→ Problem statement: Without including any pictures, write out all the entries exactly.

→ Material provided:
□ □ □
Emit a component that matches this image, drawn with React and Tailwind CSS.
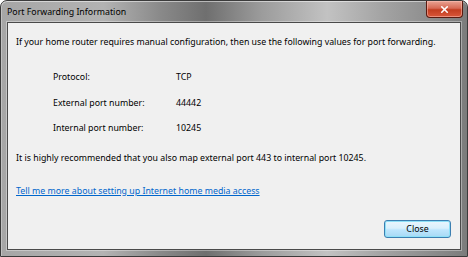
import { X } from 'lucide-react'

const ROWS = [
  { label: 'Protocol:', value: 'TCP' },
  { label: 'External port number:', value: '44442' },
  { label: 'Internal port number:', value: '10245' },
]

const font = { fontFamily: '"Noto Sans", "Open Sans", sans-serif' }

function CloseX() {
  return (
    <div className="w-[37px] h-[17px] rounded-b-[4px] border border-t-0 border-[#5a1a10] bg-[linear-gradient(to_bottom,#e8a393_0%,#d66a55_45%,#c23d20_55%,#d9573a_100%)] flex items-center justify-center shadow-[inset_0_0_0_1px_rgba(255,200,190,0.5)]">
      <X className="w-[11px] h-[11px] text-white" strokeWidth={3.5} />
    </div>
  )
}

export default function App() {
  return (
    <div className="w-[468px] h-[257px] overflow-hidden bg-white" style={font}>
      <div className="w-[468px] h-[257px] flex flex-col rounded-t-[7px] border border-[#3b3b3b] bg-[linear-gradient(to_right,#a6a6a6_0%,#b3b3b3_22%,#8a8a8a_34%,#6f6f6f_44%,#9c9c9c_56%,#c2c2c2_70%,#a3a3a3_82%,#7c7c7c_100%)] shadow-[inset_0_1px_0_rgba(255,255,255,0.5),inset_1px_0_0_rgba(255,255,255,0.3)]">
        <div className="h-[21px] flex items-start justify-between pl-[6px] pr-[4px]">
          <span className="text-[8.8px] leading-[22px] text-black">Port Forwarding Information</span>
          <CloseX />
        </div>
        <div className="flex-1 mx-[6px] mb-[6px] border border-[#4a4a4a] bg-[#f0f0f0] flex flex-col px-[8px] pt-[12px] text-[8.8px] text-black shadow-[0_0_0_1px_rgba(255,255,255,0.35)]">
          <div className="h-[14px] leading-[14px]">If your home router requires manual configuration, then use the following values for port forwarding.</div>
          <div className="mt-[21px] flex flex-col gap-[11.5px] pl-[37px]">
            {ROWS.map(r => (
              <div key={r.label} className="h-[14px] leading-[14px] flex">
                <span className="w-[123px]">{r.label}</span>
                <span>{r.value}</span>
              </div>
            ))}
          </div>
          <div className="mt-[16px] h-[14px] leading-[14px]">It is highly recommended that you also map external port 443 to internal port 10245.</div>
          <div className="mt-[19px] h-[14px] leading-[14px]">
            <span className="text-[#0066cc] underline">Tell me more about setting up Internet home media access</span>
          </div>
          <div className="mt-[22px] flex justify-end pr-[1px]">
            <button className="w-[67px] h-[18px] rounded-[3px] border border-[#3c7fb1] bg-[linear-gradient(to_bottom,#eaf6fd_0%,#d9f0fc_45%,#bee6fd_55%,#a7d9f5_100%)] shadow-[inset_0_0_0_1px_#8ee0f7] text-[8.8px] leading-[16px] text-black">
              Close
            </button>
          </div>
        </div>
      </div>
    </div>
  )
}
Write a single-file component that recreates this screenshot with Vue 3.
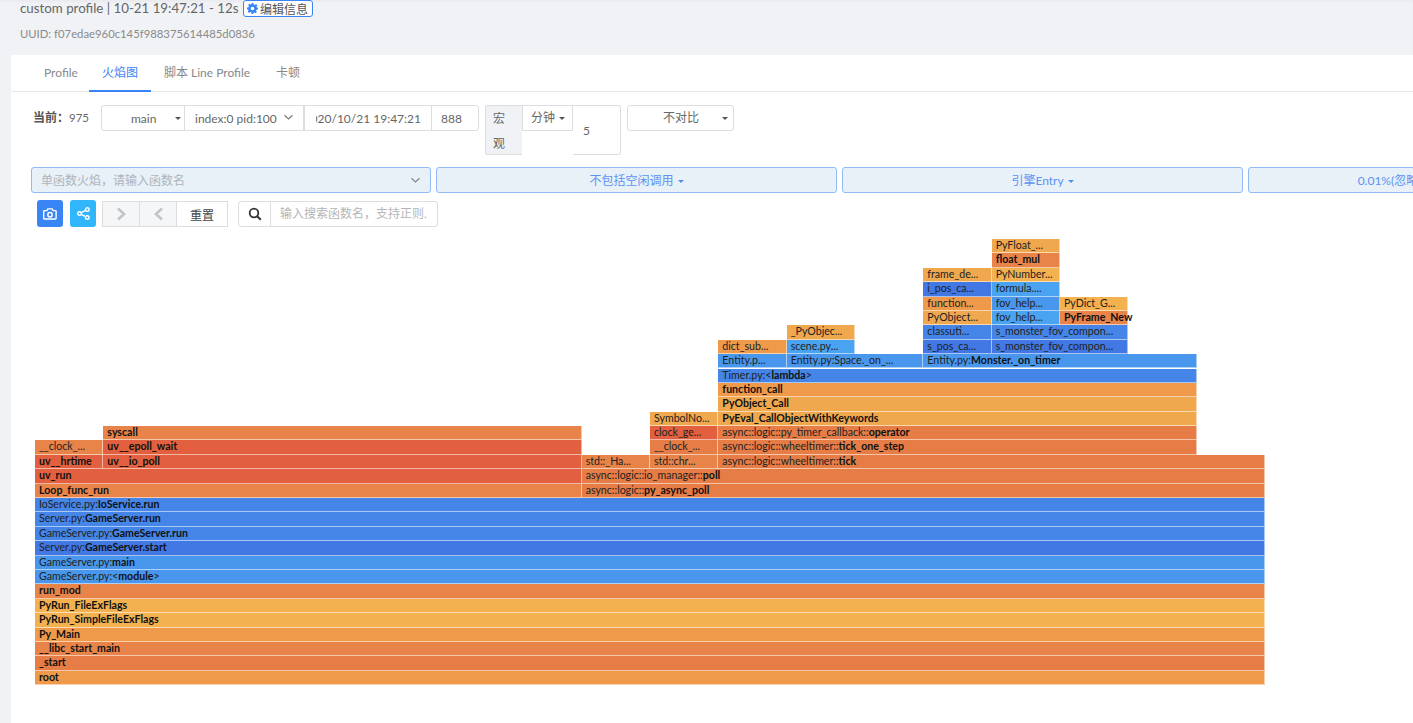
□ □ □
→ Finished exercise:
Emit a component that matches this image, drawn with React and Tailwind CSS.
import { X } from 'lucide-react'

const ROWS = [
  { label: 'Protocol:', value: 'TCP' },
  { label: 'External port number:', value: '44442' },
  { label: 'Internal port number:', value: '10245' },
]

const font = { fontFamily: '"Noto Sans", "Open Sans", sans-serif' }

function CloseX() {
  return (
    <div className="w-[37px] h-[17px] rounded-b-[4px] border border-t-0 border-[#5a1a10] bg-[linear-gradient(to_bottom,#e8a393_0%,#d66a55_45%,#c23d20_55%,#d9573a_100%)] flex items-center justify-center shadow-[inset_0_0_0_1px_rgba(255,200,190,0.5)]">
      <X className="w-[11px] h-[11px] text-white" strokeWidth={3.5} />
    </div>
  )
}

export default function App() {
  return (
    <div className="w-[468px] h-[257px] overflow-hidden bg-white" style={font}>
      <div className="w-[468px] h-[257px] flex flex-col rounded-t-[7px] border border-[#3b3b3b] bg-[linear-gradient(to_right,#a6a6a6_0%,#b3b3b3_22%,#8a8a8a_34%,#6f6f6f_44%,#9c9c9c_56%,#c2c2c2_70%,#a3a3a3_82%,#7c7c7c_100%)] shadow-[inset_0_1px_0_rgba(255,255,255,0.5),inset_1px_0_0_rgba(255,255,255,0.3)]">
        <div className="h-[21px] flex items-start justify-between pl-[6px] pr-[4px]">
          <span className="text-[8.8px] leading-[22px] text-black">Port Forwarding Information</span>
          <CloseX />
        </div>
        <div className="flex-1 mx-[6px] mb-[6px] border border-[#4a4a4a] bg-[#f0f0f0] flex flex-col px-[8px] pt-[12px] text-[8.8px] text-black shadow-[0_0_0_1px_rgba(255,255,255,0.35)]">
          <div className="h-[14px] leading-[14px]">If your home router requires manual configuration, then use the following values for port forwarding.</div>
          <div className="mt-[21px] flex flex-col gap-[11.5px] pl-[37px]">
            {ROWS.map(r => (
              <div key={r.label} className="h-[14px] leading-[14px] flex">
                <span className="w-[123px]">{r.label}</span>
                <span>{r.value}</span>
              </div>
            ))}
          </div>
          <div className="mt-[16px] h-[14px] leading-[14px]">It is highly recommended that you also map external port 443 to internal port 10245.</div>
          <div className="mt-[19px] h-[14px] leading-[14px]">
            <span className="text-[#0066cc] underline">Tell me more about setting up Internet home media access</span>
          </div>
          <div className="mt-[22px] flex justify-end pr-[1px]">
            <button className="w-[67px] h-[18px] rounded-[3px] border border-[#3c7fb1] bg-[linear-gradient(to_bottom,#eaf6fd_0%,#d9f0fc_45%,#bee6fd_55%,#a7d9f5_100%)] shadow-[inset_0_0_0_1px_#8ee0f7] text-[8.8px] leading-[16px] text-black">
              Close
            </button>
          </div>
        </div>
      </div>
    </div>
  )
}
Write a single-file component that recreates this screenshot with Vue 3.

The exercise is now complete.